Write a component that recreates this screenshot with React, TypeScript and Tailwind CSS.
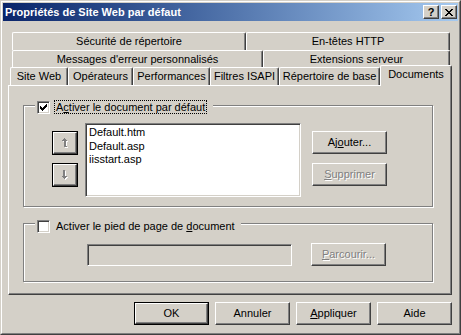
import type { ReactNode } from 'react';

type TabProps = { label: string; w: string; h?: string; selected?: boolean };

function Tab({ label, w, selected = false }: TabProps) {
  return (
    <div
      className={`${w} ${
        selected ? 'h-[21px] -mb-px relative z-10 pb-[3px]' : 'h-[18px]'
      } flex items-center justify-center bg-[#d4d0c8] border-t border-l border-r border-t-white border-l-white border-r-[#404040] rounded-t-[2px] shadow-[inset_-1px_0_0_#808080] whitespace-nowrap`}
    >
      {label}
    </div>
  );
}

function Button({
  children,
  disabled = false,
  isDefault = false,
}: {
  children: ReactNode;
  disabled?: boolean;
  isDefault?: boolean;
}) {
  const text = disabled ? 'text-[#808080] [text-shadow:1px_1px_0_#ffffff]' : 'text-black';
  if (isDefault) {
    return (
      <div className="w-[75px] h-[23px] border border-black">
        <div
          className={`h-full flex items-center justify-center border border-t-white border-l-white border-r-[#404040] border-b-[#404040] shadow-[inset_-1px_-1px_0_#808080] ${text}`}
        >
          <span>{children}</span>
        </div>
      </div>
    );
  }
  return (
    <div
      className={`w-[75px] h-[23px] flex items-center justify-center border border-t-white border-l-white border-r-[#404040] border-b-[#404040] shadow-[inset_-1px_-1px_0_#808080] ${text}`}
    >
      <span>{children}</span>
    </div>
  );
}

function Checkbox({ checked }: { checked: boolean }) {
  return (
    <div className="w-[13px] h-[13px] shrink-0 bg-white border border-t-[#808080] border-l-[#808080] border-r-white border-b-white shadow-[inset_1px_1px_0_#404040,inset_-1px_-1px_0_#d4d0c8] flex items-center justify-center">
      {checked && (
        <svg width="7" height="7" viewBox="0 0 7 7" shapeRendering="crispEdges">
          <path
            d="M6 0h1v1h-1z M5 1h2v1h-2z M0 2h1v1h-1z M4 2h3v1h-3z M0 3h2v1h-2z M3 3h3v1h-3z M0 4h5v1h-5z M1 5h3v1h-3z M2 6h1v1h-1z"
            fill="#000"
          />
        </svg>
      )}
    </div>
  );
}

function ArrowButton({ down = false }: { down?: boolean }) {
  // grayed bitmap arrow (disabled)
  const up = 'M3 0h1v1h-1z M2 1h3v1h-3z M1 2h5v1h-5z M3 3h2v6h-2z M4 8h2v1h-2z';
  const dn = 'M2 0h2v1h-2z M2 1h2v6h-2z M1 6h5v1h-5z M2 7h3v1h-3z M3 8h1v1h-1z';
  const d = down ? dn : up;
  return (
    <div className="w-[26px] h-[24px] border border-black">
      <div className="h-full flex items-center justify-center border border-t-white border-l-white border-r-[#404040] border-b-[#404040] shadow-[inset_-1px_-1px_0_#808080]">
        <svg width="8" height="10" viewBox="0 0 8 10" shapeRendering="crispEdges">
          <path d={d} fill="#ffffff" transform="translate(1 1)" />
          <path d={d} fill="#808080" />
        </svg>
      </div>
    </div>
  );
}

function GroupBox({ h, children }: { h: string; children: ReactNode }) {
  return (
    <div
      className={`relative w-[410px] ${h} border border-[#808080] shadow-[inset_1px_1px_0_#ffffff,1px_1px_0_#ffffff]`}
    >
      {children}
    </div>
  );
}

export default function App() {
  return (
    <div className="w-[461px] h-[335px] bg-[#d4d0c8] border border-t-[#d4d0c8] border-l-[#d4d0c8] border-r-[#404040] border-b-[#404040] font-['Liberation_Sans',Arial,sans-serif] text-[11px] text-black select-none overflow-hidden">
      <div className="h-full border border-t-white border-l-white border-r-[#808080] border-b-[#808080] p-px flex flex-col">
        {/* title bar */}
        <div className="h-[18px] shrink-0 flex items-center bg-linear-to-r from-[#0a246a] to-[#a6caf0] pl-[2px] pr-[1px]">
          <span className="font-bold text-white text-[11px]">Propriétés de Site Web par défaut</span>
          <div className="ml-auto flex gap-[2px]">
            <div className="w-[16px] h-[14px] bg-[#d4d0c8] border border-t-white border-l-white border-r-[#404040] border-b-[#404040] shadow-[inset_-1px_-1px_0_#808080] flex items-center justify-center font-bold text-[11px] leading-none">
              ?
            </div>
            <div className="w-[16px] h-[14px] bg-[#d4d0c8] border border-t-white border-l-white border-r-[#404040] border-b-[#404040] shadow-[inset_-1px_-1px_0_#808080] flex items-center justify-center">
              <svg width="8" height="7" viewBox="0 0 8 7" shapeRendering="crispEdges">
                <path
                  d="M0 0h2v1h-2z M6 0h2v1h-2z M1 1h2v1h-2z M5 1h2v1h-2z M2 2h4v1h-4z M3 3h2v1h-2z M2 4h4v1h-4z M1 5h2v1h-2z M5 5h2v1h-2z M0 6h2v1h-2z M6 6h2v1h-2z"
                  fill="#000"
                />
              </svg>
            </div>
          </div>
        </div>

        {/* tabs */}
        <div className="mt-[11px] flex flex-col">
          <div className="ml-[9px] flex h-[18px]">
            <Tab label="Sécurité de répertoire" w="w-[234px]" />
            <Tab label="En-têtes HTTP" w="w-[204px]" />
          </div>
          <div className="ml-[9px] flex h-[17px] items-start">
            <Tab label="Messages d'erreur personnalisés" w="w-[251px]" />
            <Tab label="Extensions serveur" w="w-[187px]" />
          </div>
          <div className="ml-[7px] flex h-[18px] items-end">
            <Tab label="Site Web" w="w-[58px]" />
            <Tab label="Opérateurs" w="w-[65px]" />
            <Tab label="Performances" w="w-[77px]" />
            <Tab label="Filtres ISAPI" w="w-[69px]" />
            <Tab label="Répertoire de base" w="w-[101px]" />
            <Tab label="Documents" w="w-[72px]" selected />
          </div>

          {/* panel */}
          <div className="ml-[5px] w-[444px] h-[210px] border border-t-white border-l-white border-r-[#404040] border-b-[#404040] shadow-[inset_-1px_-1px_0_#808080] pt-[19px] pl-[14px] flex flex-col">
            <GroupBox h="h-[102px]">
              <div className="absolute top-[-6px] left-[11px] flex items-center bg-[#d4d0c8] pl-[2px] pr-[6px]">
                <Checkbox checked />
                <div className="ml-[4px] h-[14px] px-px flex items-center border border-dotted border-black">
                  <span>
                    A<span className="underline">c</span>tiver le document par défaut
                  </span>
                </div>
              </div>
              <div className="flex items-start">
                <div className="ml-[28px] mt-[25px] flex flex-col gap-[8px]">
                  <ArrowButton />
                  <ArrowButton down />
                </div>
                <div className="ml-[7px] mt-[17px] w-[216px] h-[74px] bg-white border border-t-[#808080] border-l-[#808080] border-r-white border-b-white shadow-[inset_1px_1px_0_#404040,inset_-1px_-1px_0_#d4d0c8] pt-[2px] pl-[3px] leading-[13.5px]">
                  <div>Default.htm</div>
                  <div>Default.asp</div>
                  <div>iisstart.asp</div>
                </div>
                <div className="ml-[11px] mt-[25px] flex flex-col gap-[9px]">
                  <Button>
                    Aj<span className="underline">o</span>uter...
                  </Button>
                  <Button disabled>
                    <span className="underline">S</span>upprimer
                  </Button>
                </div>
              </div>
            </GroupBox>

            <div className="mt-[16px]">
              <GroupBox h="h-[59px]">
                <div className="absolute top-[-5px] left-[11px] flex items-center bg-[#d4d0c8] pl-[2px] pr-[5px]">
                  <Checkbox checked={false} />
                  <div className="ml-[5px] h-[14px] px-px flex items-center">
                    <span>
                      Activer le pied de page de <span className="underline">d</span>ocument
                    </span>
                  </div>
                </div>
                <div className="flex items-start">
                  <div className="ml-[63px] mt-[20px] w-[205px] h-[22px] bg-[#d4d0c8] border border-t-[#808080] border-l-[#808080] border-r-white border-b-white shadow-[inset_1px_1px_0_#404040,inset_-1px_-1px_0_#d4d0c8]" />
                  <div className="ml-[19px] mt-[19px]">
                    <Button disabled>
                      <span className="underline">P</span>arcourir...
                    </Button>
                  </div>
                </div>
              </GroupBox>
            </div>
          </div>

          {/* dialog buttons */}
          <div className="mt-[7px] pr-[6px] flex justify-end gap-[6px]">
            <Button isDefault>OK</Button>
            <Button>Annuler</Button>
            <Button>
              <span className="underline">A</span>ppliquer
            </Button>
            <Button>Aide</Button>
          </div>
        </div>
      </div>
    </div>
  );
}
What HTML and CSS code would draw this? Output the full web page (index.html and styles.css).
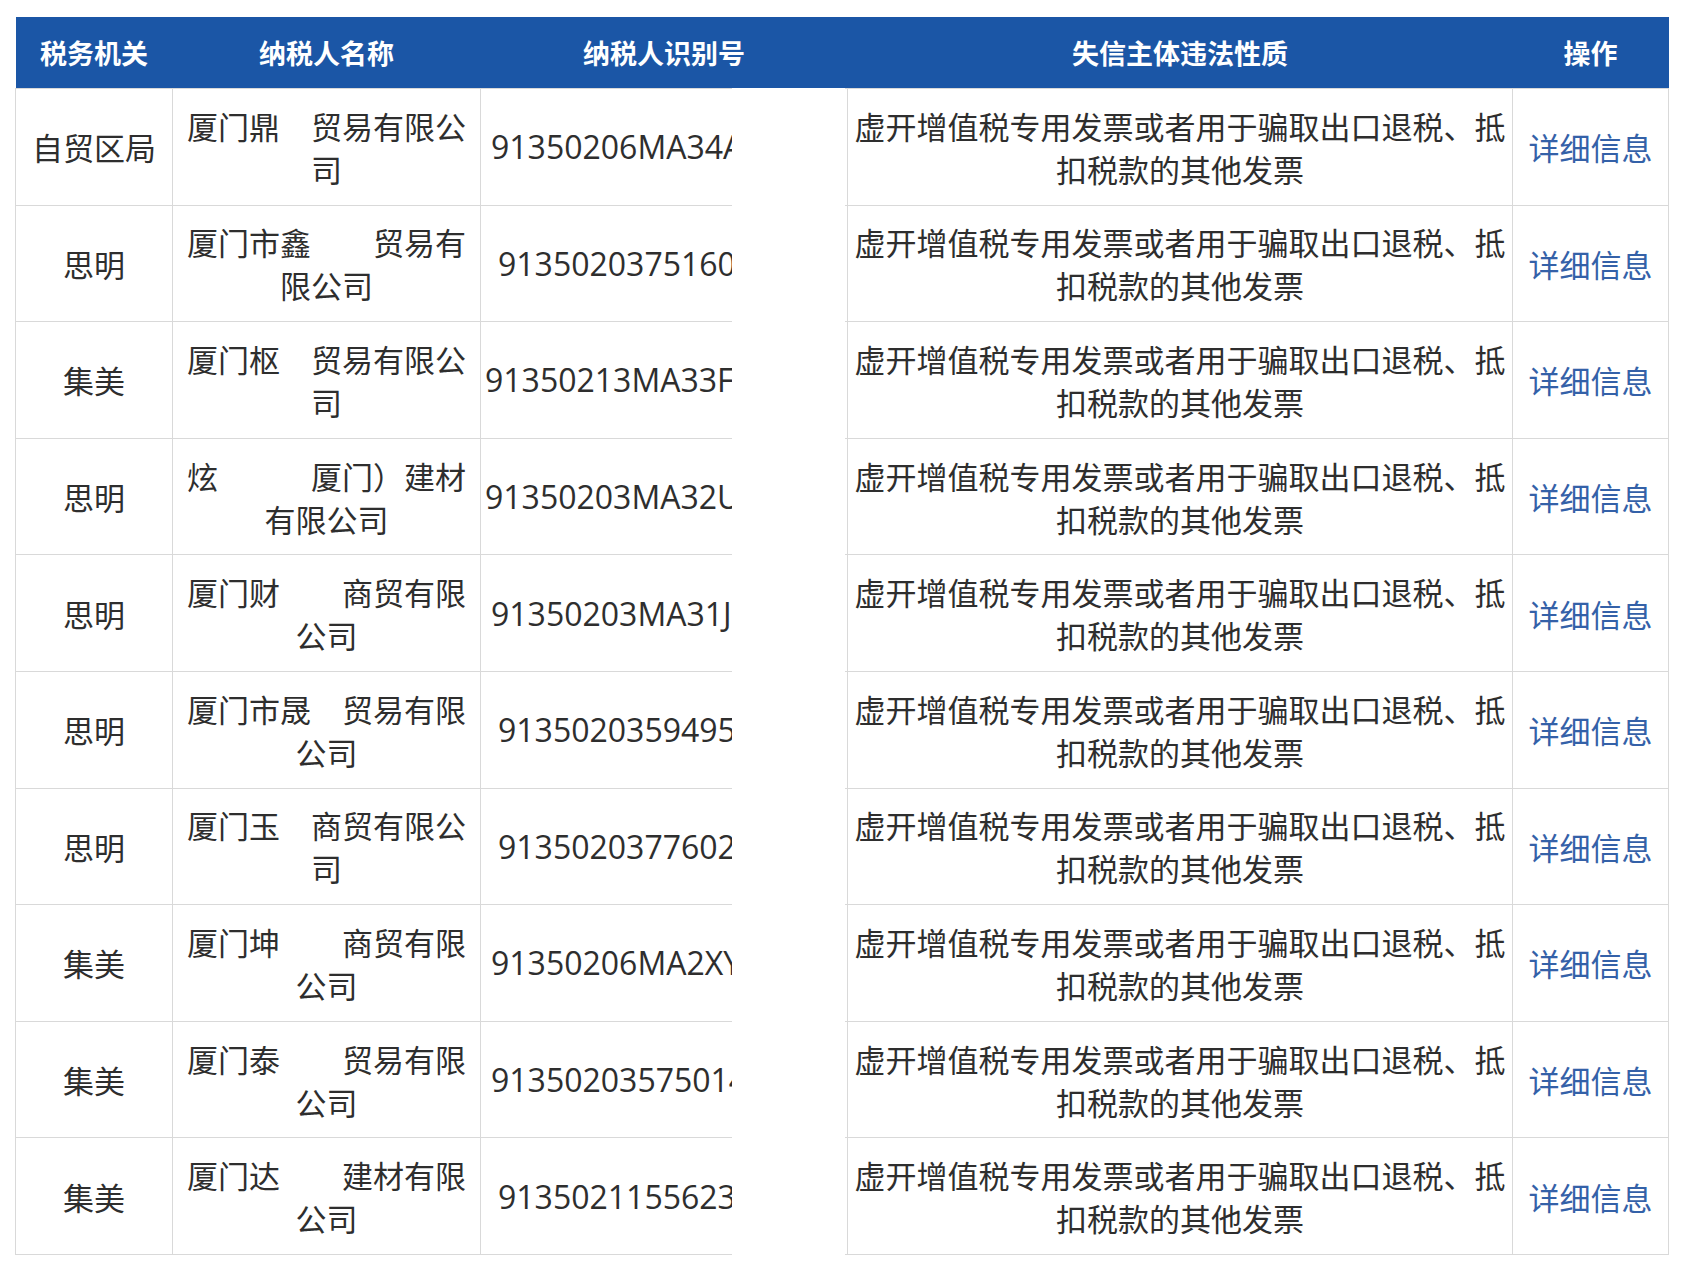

★ ★ ★ ★ ★ ★ ★

Directive:
Your task is to repeat the opening line of the entries above and each line after it, ending with the line that has "string; w: string;". Do not include the pictures.

Expected output:
Write a component that recreates this screenshot with React, TypeScript and Tailwind CSS.
import type { ReactNode } from 'react';

type TabProps = { label: string; w: string; h?: string; selected?: boolean };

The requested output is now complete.